Lyon doit beaucoup à Paul Bocuse. Surtout son titre de capitale culinaire de France. Aujourd’hui, la ville compte plus de quatre mille restaurants, dont des traditionnels bistrots et bouchons (des établissements pittoresques où sont préparées des recettes typiques, généralement à base de porc). Sans oublier que ces endroits offrent la possibilité de déguster les vins de la région, comme le fameux beaujolais. Des noms tels que Le Bistrot de Lyon ou le plus modeste Bistrot du Palais marquent une ligne dont le principal exposant reste la Brasserie Georges : sa grande salle, en activité depuis le début du XIXe siècle, ne désemplit pas.
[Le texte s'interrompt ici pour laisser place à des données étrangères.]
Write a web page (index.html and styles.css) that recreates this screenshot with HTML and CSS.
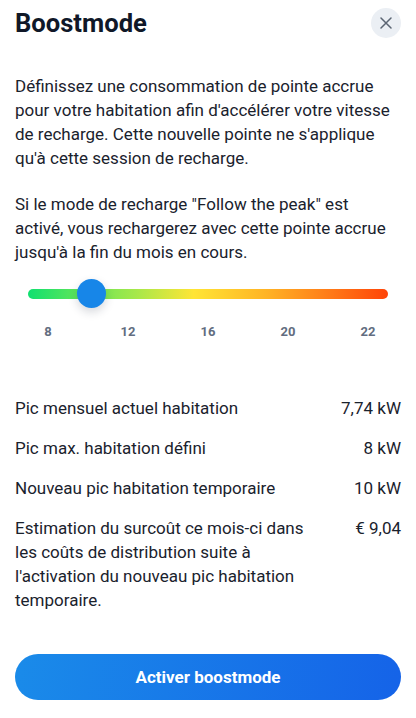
FILE: index.html
```html
<!DOCTYPE html>
<html lang="fr">
<head>
    <meta charset="UTF-8">
    <meta name="viewport" content="width=device-width, initial-scale=1.0">
    <title>Boostmode</title>
    <link rel="stylesheet" href="styles.css">
</head>
<body>
    <div class="sheet">
        <div class="header">
            <h1 class="title">Boostmode</h1>
            <button class="close-btn" aria-label="Fermer">
                <svg width="12" height="12" viewBox="0 0 12 12">
                    <path d="M1 1 L11 11 M11 1 L1 11" stroke="#5b6573" stroke-width="1.5" stroke-linecap="round" fill="none"/>
                </svg>
            </button>
        </div>

        <p class="text">Définissez une consommation de pointe accrue pour votre habitation afin d'accélérer votre vitesse de recharge. Cette nouvelle pointe ne s'applique qu'à cette session de recharge.</p>
        <p class="text text-second">Si le mode de recharge "Follow the peak" est activé, vous rechargerez avec cette pointe accrue jusqu'à la fin du mois en cours.</p>

        <!-- slider -->
        <div class="slider">
            <div class="track"></div>
            <div class="thumb"></div>
        </div>
        <div class="ticks">
            <span>8</span>
            <span>12</span>
            <span>16</span>
            <span>20</span>
            <span>22</span>
        </div>

        <div class="rows">
            <div class="row">
                <span class="label">Pic mensuel actuel habitation</span>
                <span class="value">7,74 kW</span>
            </div>
            <div class="row">
                <span class="label">Pic max. habitation défini</span>
                <span class="value">8 kW</span>
            </div>
            <div class="row">
                <span class="label">Nouveau pic habitation temporaire</span>
                <span class="value">10 kW</span>
            </div>
            <div class="row">
                <span class="label">Estimation du surcoût ce mois-ci dans les coûts de distribution suite à l'activation du nouveau pic habitation temporaire.</span>
                <span class="value">€ 9,04</span>
            </div>
        </div>

        <button class="main-btn">Activer boostmode</button>
    </div>
</body>
</html>
```

FILE: styles.css
```css
body {
    margin: 0;
    background: #ffffff;
    font-family: Roboto, "Noto Sans", sans-serif;
    color: #1a222d;
}
.sheet {
    padding: 8px 15px 0 15px;
}
.header {
    display: flex;
    justify-content: space-between;
    align-items: center;
    height: 30px;
}
.title {
    margin: 0;
    font-size: 25.6px;
    font-weight: 700;
    line-height: 30px;
    color: #101828;
}
.close-btn {
    width: 30px;
    height: 30px;
    border-radius: 50%;
    border: none;
    background-color: #ebeff4;
    display: flex;
    align-items: center;
    justify-content: center;
    padding: 0;
}
.text {
    margin: 36px 8px 0 0;
    font-size: 17px;
    line-height: 24px;
}
.text-second {
    margin-top: 22px;
}
/* slider */
.slider {
    position: relative;
    height: 30px;
    margin: 15px 13px 0 13px;
    display: flex;
    align-items: center;
}
.track {
    width: 100%;
    height: 10px;
    border-radius: 5px;
    background: linear-gradient(90deg, #10e070 0%, #5ee55a 14%, #a6e84a 30%, #ffe535 46%, #ffb425 66%, #ff7a18 84%, #ff4408 100%);
}
.thumb {
    position: absolute;
    left: 49px;
    top: 0;
    width: 29px;
    height: 29px;
    border-radius: 50%;
    background-color: #1786e8;
    box-shadow: 0 4px 10px rgba(30, 40, 60, 0.18);
}
.ticks {
    display: grid;
    grid-template-columns: repeat(5, 80px);
    margin: 15px -7px 0 -7px;
    font-size: 13px;
    font-weight: 700;
    line-height: 16px;
    color: #626d80;
    text-align: center;
}
.rows {
    margin-top: 56px;
    display: flex;
    flex-direction: column;
    gap: 16px;
}
.row {
    display: flex;
    justify-content: space-between;
    gap: 40px;
    font-size: 17px;
    line-height: 24px;
}
.value {
    white-space: nowrap;
    text-align: right;
}
.main-btn {
    display: block;
    width: 100%;
    height: 46px;
    margin-top: 42px;
    border: none;
    border-radius: 23px;
    background: linear-gradient(100deg, #1a8be9, #1563e8);
    color: #ffffff;
    font-family: Roboto, "Noto Sans", sans-serif;
    font-size: 17px;
    font-weight: 700;
}
```
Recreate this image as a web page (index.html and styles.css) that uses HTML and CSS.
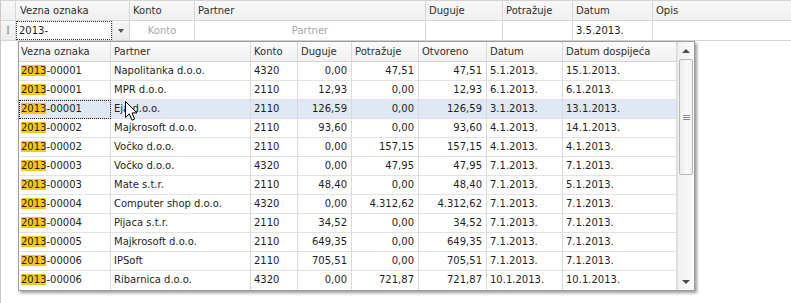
FILE: index.html
```html
<!DOCTYPE html>
<html>
<head>
<meta charset="utf-8">
<link rel="stylesheet" href="styles.css">
</head>
<body>
<div class="grid">
  <div class="hdr">
    <div class="c ind"></div>
    <div class="c">Vezna oznaka</div>
    <div class="c">Konto</div>
    <div class="c">Partner</div>
    <div class="c">Duguje</div>
    <div class="c">Potražuje</div>
    <div class="c">Datum</div>
    <div class="c last">Opis</div>
  </div>
  <div class="edit">
    <div class="c ind"><span class="ibeam">I</span></div>
    <div class="c combo"><span class="ctext">2013-</span><span class="dd"><span class="tri"></span></span></div>
    <div class="c ph">Konto</div>
    <div class="c ph">Partner</div>
    <div class="c"></div>
    <div class="c"></div>
    <div class="c">3.5.2013.</div>
    <div class="c last"></div>
  </div>

  <div class="popup">
    <div class="ptable">
      <div class="prow phead">
        <div class="p">Vezna oznaka</div>
        <div class="p">Partner</div>
        <div class="p">Konto</div>
        <div class="p">Duguje</div>
        <div class="p">Potražuje</div>
        <div class="p">Otvoreno</div>
        <div class="p">Datum</div>
        <div class="p">Datum dospijeća</div>
      </div>
      <div class="prow"><div class="p"><span class="hl">2013</span>-00001</div><div class="p">Napolitanka d.o.o.</div><div class="p">4320</div><div class="p n">0,00</div><div class="p n">47,51</div><div class="p n">47,51</div><div class="p">5.1.2013.</div><div class="p">15.1.2013.</div></div>
      <div class="prow"><div class="p"><span class="hl">2013</span>-00001</div><div class="p">MPR d.o.o.</div><div class="p">2110</div><div class="p n">12,93</div><div class="p n">0,00</div><div class="p n">12,93</div><div class="p">6.1.2013.</div><div class="p">6.1.2013.</div></div>
      <div class="prow sel"><div class="p focus"><span class="hl">2013</span>-00001</div><div class="p">Eja d.o.o.</div><div class="p">2110</div><div class="p n">126,59</div><div class="p n">0,00</div><div class="p n">126,59</div><div class="p">3.1.2013.</div><div class="p">13.1.2013.</div></div>
      <div class="prow"><div class="p"><span class="hl">2013</span>-00002</div><div class="p">Majkrosoft d.o.o.</div><div class="p">2110</div><div class="p n">93,60</div><div class="p n">0,00</div><div class="p n">93,60</div><div class="p">4.1.2013.</div><div class="p">14.1.2013.</div></div>
      <div class="prow"><div class="p"><span class="hl">2013</span>-00002</div><div class="p">Vočko d.o.o.</div><div class="p">2110</div><div class="p n">0,00</div><div class="p n">157,15</div><div class="p n">157,15</div><div class="p">4.1.2013.</div><div class="p">4.1.2013.</div></div>
      <div class="prow"><div class="p"><span class="hl">2013</span>-00003</div><div class="p">Vočko d.o.o.</div><div class="p">4320</div><div class="p n">0,00</div><div class="p n">47,95</div><div class="p n">47,95</div><div class="p">7.1.2013.</div><div class="p">7.1.2013.</div></div>
      <div class="prow"><div class="p"><span class="hl">2013</span>-00003</div><div class="p">Mate s.t.r.</div><div class="p">2110</div><div class="p n">48,40</div><div class="p n">0,00</div><div class="p n">48,40</div><div class="p">7.1.2013.</div><div class="p">5.1.2013.</div></div>
      <div class="prow"><div class="p"><span class="hl">2013</span>-00004</div><div class="p">Computer shop d.o.o.</div><div class="p">4320</div><div class="p n">0,00</div><div class="p n">4.312,62</div><div class="p n">4.312,62</div><div class="p">7.1.2013.</div><div class="p">7.1.2013.</div></div>
      <div class="prow"><div class="p"><span class="hl">2013</span>-00004</div><div class="p">Pijaca s.t.r.</div><div class="p">2110</div><div class="p n">34,52</div><div class="p n">0,00</div><div class="p n">34,52</div><div class="p">7.1.2013.</div><div class="p">7.1.2013.</div></div>
      <div class="prow"><div class="p"><span class="hl">2013</span>-00005</div><div class="p">Majkrosoft d.o.o.</div><div class="p">2110</div><div class="p n">649,35</div><div class="p n">0,00</div><div class="p n">649,35</div><div class="p">7.1.2013.</div><div class="p">7.1.2013.</div></div>
      <div class="prow"><div class="p"><span class="hl">2013</span>-00006</div><div class="p">IPSoft</div><div class="p">2110</div><div class="p n">705,51</div><div class="p n">0,00</div><div class="p n">705,51</div><div class="p">7.1.2013.</div><div class="p">7.1.2013.</div></div>
      <div class="prow lastrow"><div class="p"><span class="hl">2013</span>-00006</div><div class="p">Ribarnica d.o.o.</div><div class="p">4320</div><div class="p n">0,00</div><div class="p n">721,87</div><div class="p n">721,87</div><div class="p">10.1.2013.</div><div class="p">10.1.2013.</div></div>
    </div>
    <div class="scroll">
      <div class="sbtn"><span class="up"></span></div>
      <div class="track">
        <div class="thumb"><span class="grip"></span></div>
      </div>
      <div class="sbtn"><span class="down"></span></div>
    </div>
  </div>

  <svg class="cursor" width="14" height="22" viewBox="0 0 14 22">
    <path d="M0.5 0.5 L0.5 16.5 L4.3 12.8 L7 19.2 L9.6 18.1 L7 11.9 L12 11.9 Z" fill="#fff" stroke="#000" stroke-width="1" stroke-linejoin="miter"/>
  </svg>
</div>
</body>
</html>
```

FILE: styles.css
```css
* { box-sizing: border-box; }
html, body { margin: 0; padding: 0; background: #fff; }
.grid {
  position: relative;
  width: 791px;
  height: 303px;
  overflow: hidden;
  background: #fff;
  border-left: 1px solid #c9c9c9;
  font-family: "DejaVu Sans", "Liberation Sans", sans-serif;
  font-size: 10px;
  color: #1e1e1e;
}
.hdr, .edit {
  display: grid;
  grid-template-columns: 15px 114px 65px 231px 77px 70px 80px 138px;
}
.hdr {
  height: 21px;
  border-top: 1px solid #d4d4d4;
  background: linear-gradient(#f8f8f8, #efefef);
  color: #2e2e2e;
}
.hdr .c, .edit .c {
  border-right: 1px solid #d6d6d6;
  border-bottom: 1px solid #d6d6d6;
  padding: 0 3px;
  line-height: 19px;
  white-space: nowrap;
  overflow: hidden;
}
.hdr .c:nth-child(2) { padding-left: 4px; }
.hdr .last, .edit .last { border-right: none; }
.edit { height: 20px; background: #fff; }
.edit .c { line-height: 19px; }
.edit .ind { background: linear-gradient(#f6f6f6, #ececec); padding: 0; text-align: center; }
.ibeam { color: #8a8a8a; font-family: "Liberation Serif", serif; font-size: 12px; line-height: 19px; }
.edit .combo {
  display: flex;
  padding: 0;
}
.ctext {
  flex: 1;
  padding-left: 3px;
  outline: 1px dotted #333;
  outline-offset: -1px;
  line-height: 19px;
}
.dd {
  width: 17px;
  display: flex;
  align-items: center;
  justify-content: center;
  background: linear-gradient(#f7f7f7, #e9e9e9);
  border-left: 1px solid #e0e0e0;
}
.tri {
  width: 0; height: 0;
  border-left: 3.5px solid transparent;
  border-right: 3.5px solid transparent;
  border-top: 4px solid #555;
  margin-top: 1px;
}
.ph { color: #a8a8a8; text-align: center; }

.popup {
  position: absolute;
  left: 17px;
  top: 41px;
  width: 677px;
  height: 250px;
  display: flex;
  border: 1px solid #9d9d9d;
  background: #fff;
  box-shadow: 2px 2px 3px rgba(0,0,0,0.4);
}
.ptable { width: 658px; }
.prow {
  display: grid;
  grid-template-columns: 92px 140px 47px 54px 67px 68px 76px 114px;
  height: 19px;
}
.prow .p {
  border-right: 1px solid #dadada;
  border-bottom: 1px solid #e2e2e2;
  padding: 0 2px 0 3px;
  line-height: 18px;
  white-space: nowrap;
  overflow: hidden;
}
.prow .p:first-child { padding-left: 2px; }
.prow .n { text-align: right; padding-right: 4px; }
.phead { height: 20px; background: linear-gradient(#fbfbfb, #f1f1f1); color: #2e2e2e; }
.phead .p { line-height: 19px; border-bottom-color: #d4d4d4; }
.lastrow .p { border-bottom: none; }
.sel { background: #dfe8f4; }
.focus { outline: 1px dotted #222; outline-offset: -1px; }
.hl { background: #fbc61a; }

.scroll {
  width: 17px;
  display: flex;
  flex-direction: column;
  background: linear-gradient(90deg, #f0f0f0, #fbfbfb);
  border-left: 1px solid #e4e4e4;
}
.sbtn {
  height: 17px;
  display: flex;
  align-items: center;
  justify-content: center;
}
.up, .down {
  width: 0; height: 0;
  border-left: 4px solid transparent;
  border-right: 4px solid transparent;
}
.up { border-bottom: 4px solid #4a4a4a; }
.down { border-top: 4px solid #4a4a4a; }
.track { flex: 1; padding: 0 1px 0 1px; }
.thumb {
  height: 116px;
  border: 1px solid #b8b8b8;
  border-radius: 2px;
  background: linear-gradient(90deg, #ededed, #fafafa 60%, #f0f0f0);
  display: flex;
  align-items: center;
  justify-content: center;
}
.grip {
  width: 7px;
  height: 5px;
  border-top: 1px solid #8a8a8a;
  border-bottom: 1px solid #8a8a8a;
  background: linear-gradient(transparent 1px, #8a8a8a 1px, #8a8a8a 2px, transparent 2px);
}
.cursor {
  position: absolute;
  left: 124px;
  top: 101px;
}
```
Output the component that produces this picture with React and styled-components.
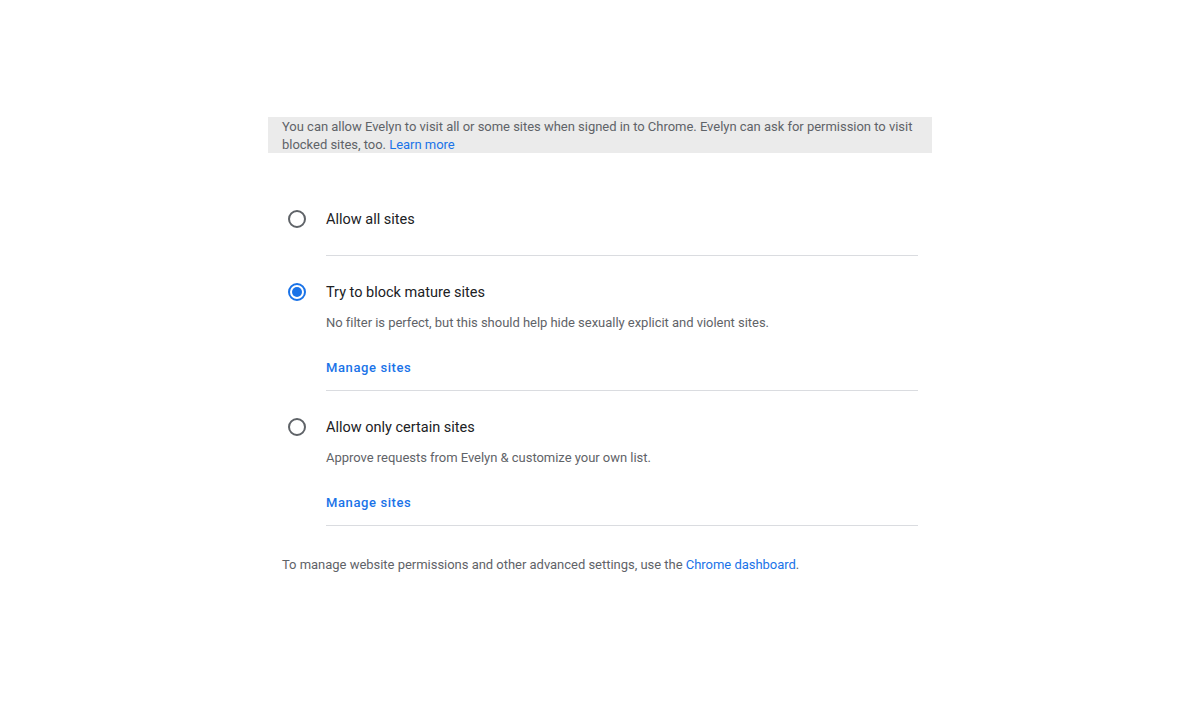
import React from "react";
import styled, { createGlobalStyle } from "styled-components";

const GlobalStyle = createGlobalStyle`
  html, body {
    margin: 0;
    padding: 0;
    background: #ffffff;
    font-family: Roboto, "Noto Sans", Arial, sans-serif;
    -webkit-font-smoothing: antialiased;
  }
`;

const Page = styled.div`
  width: 1200px;
  height: 702px;
  padding-top: 117px;
  box-sizing: border-box;
`;

const Panel = styled.section`
  width: 664px;
  margin-left: 268px;
`;

const Banner = styled.div`
  background: #ebebeb;
  padding: 1px 14px 0;
  height: 36px;
  box-sizing: border-box;
  font-size: 13px;
  line-height: 18px;
  letter-spacing: -0.025px;
  color: #5f6368;
`;

const Link = styled.a`
  color: #1a73e8;
  text-decoration: none;
  cursor: pointer;
`;

const Options = styled.div`
  margin-top: 56px;
  padding-left: 20px;
  width: 630px;
`;

const Option = styled.label`
  display: grid;
  grid-template-columns: 38px 1fr;
  padding-top: ${(p) => (p.$first ? "0" : "26px")};
  cursor: pointer;
`;

const RadioCell = styled.div`
  height: 20px;
  display: flex;
  align-items: center;
`;

const Radio = styled.span`
  width: 18px;
  height: 18px;
  box-sizing: border-box;
  border-radius: 50%;
  border: 2px solid ${(p) => (p.$checked ? "#1a73e8" : "#5f6368")};
  display: flex;
  align-items: center;
  justify-content: center;
  &::after {
    content: "";
    display: ${(p) => (p.$checked ? "block" : "none")};
    width: 10px;
    height: 10px;
    border-radius: 50%;
    background: #1a73e8;
  }
`;

const Body = styled.div`
  border-bottom: 1px solid #dadce0;
  padding-bottom: ${(p) => (p.$compact ? "13px" : "24px")};
`;

const Title = styled.div`
  font-size: 14.5px;
  line-height: 22px;
  color: #202124;
`;

const Desc = styled.div`
  margin-top: 10px;
  font-size: 13px;
  line-height: 18px;
  letter-spacing: -0.03px;
  color: #5f6368;
`;

const Manage = styled.a`
  display: block;
  margin-top: 27px;
  font-size: 13px;
  line-height: 18px;
  font-weight: 500;
  letter-spacing: 0.6px;
  color: #1a73e8;
  text-decoration: none;
`;

const Footer = styled.p`
  margin: 30px 0 0 14px;
  font-size: 13px;
  line-height: 18px;
  letter-spacing: -0.025px;
  color: #5f6368;
`;

const options = [
  { title: "Allow all sites" },
  {
    title: "Try to block mature sites",
    desc: "No filter is perfect, but this should help hide sexually explicit and violent sites.",
    checked: true,
  },
  {
    title: "Allow only certain sites",
    desc: "Approve requests from Evelyn & customize your own list.",
  },
];

export default function App() {
  return (
    <Page>
      <GlobalStyle />
      <Panel>
        <Banner>
          You can allow Evelyn to visit all or some sites when signed in to
          Chrome. Evelyn can ask for permission to visit blocked sites, too.{" "}
          <Link>Learn more</Link>
        </Banner>
        <Options>
          {options.map((o, i) => (
            <Option key={o.title} $first={i === 0}>
              <RadioCell>
                <Radio $checked={o.checked} />
              </RadioCell>
              <Body $compact={!!o.desc}>
                <Title>{o.title}</Title>
                {o.desc && (
                  <>
                    <Desc>{o.desc}</Desc>
                    <Manage>Manage sites</Manage>
                  </>
                )}
              </Body>
            </Option>
          ))}
        </Options>
        <Footer>
          To manage website permissions and other advanced settings, use the{" "}
          <Link>Chrome dashboard</Link>.
        </Footer>
      </Panel>
    </Page>
  );
}
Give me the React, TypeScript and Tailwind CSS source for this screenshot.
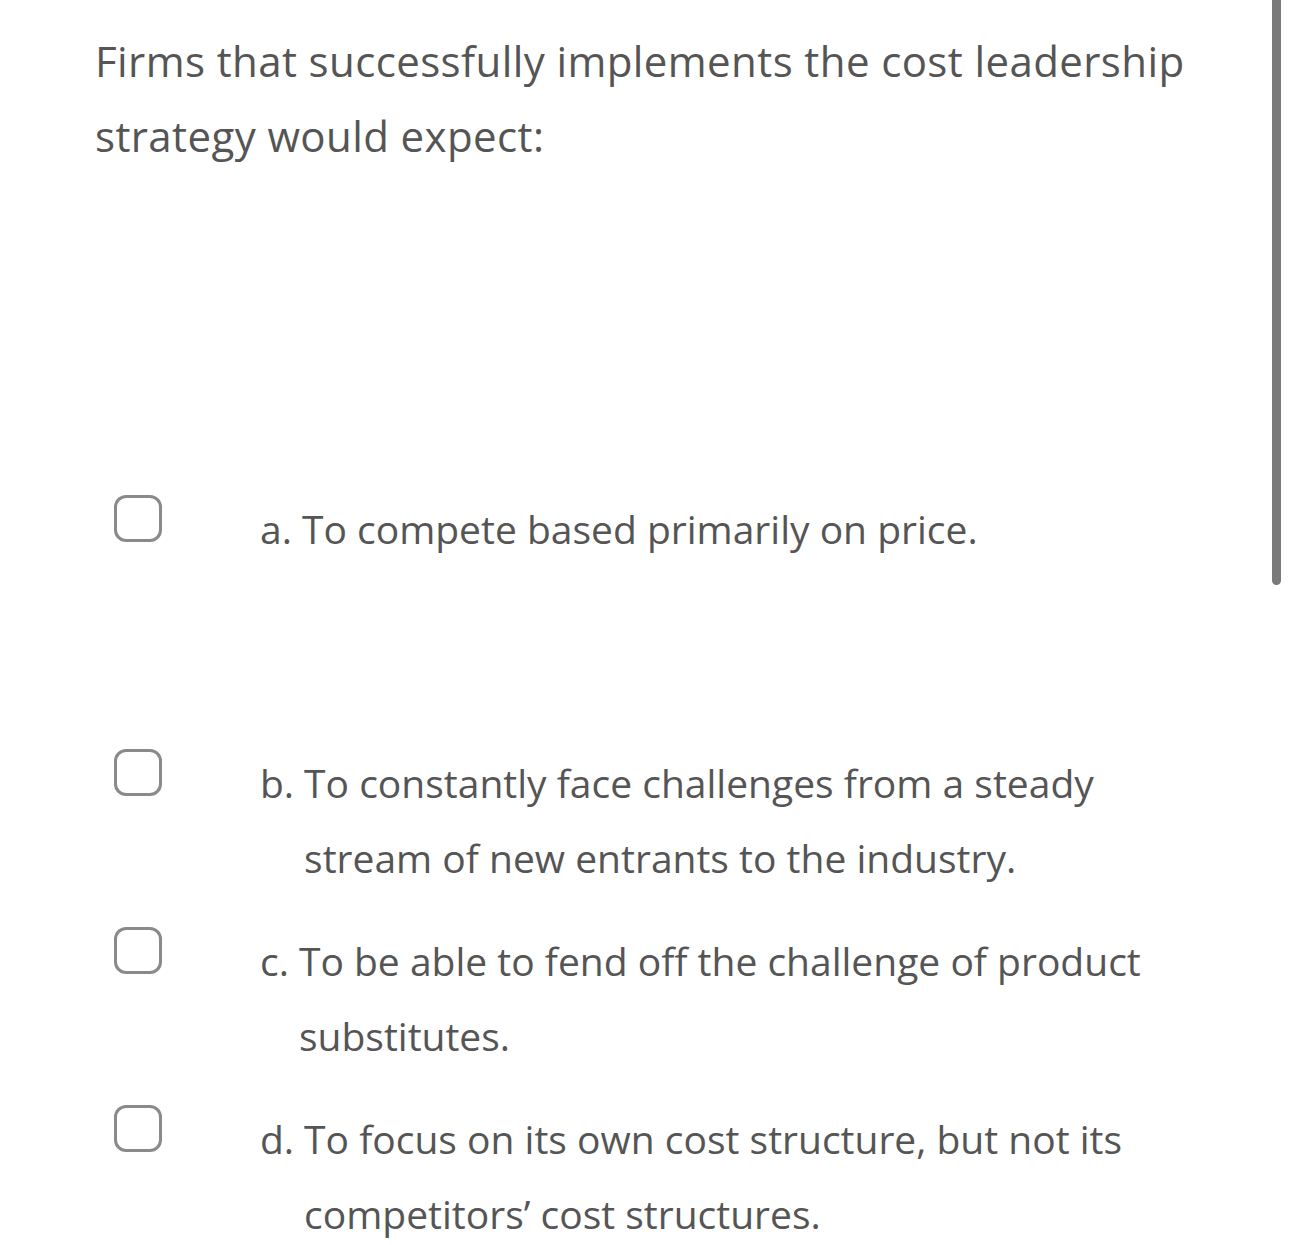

En tant que directrice de l’hôtel Mercure, Marta Pardo-Badier (à gauche) a vécu la transformation de Lyon en ville cosmopolite. Christian Lamairine (à droite), jeune serveur et apprenti chef aux Halles de Paul Bocuse, rêve de posséder un jour un restaurant à Lyon.
« Vous ne pouvez pas imaginer à quel point Lyon a changé ces dix dernières années », explique Marta Pardo-Badier, directrice du Mercure Lyon, l’hôtel moderniste situé à côté de l’ancienne gare où le célèbre Orient Express s’arrêtait en direction d’Istanbul. « C’était une ville conservatrice qui est devenue, sans perdre sa tranquillité, une ville moderne, ouverte aux innovations ».
Christian Lamairine, jeune serveur et apprenti cuisinier aux Halles de Lyon Paul Bocuse, un ancien marché converti en temple de la dégustation culinaire, est d’accord avec Marta. Dans ses installations se concentrent une cinquantaine des meilleurs boucheries, charcuteries et fromageries de la ville, sans oublier les restaurants de fruits de mer et huîtres. « Lyon a tous les avantages de Paris et peu de ses inconvénients », assure-t-il.
Rencontres au bord du fleuve. La confluence du Rhône et de la Saône marque la ville de Lyon.
Un nouveau Lyon est en train d’émerger dans le quartier de La Confluence, où les deux fleuves de la ville se rencontrent. Le musée des Confluences est le symbole le plus évident de la transformation. Mais le nouveau quartier, foisonnant de cafés et de fast-foods, n’a pas encore l’essence gastronomique du Vieux Lyon ou du centre-ville. Alors qu’il porte des plateaux d’huîtres dans les Halles de Lyon Paul Bocuse en rêvant de son propre restaurant, Christian est clair : « Lyon est la ville de la restauration : c’est l’endroit où il faut être ».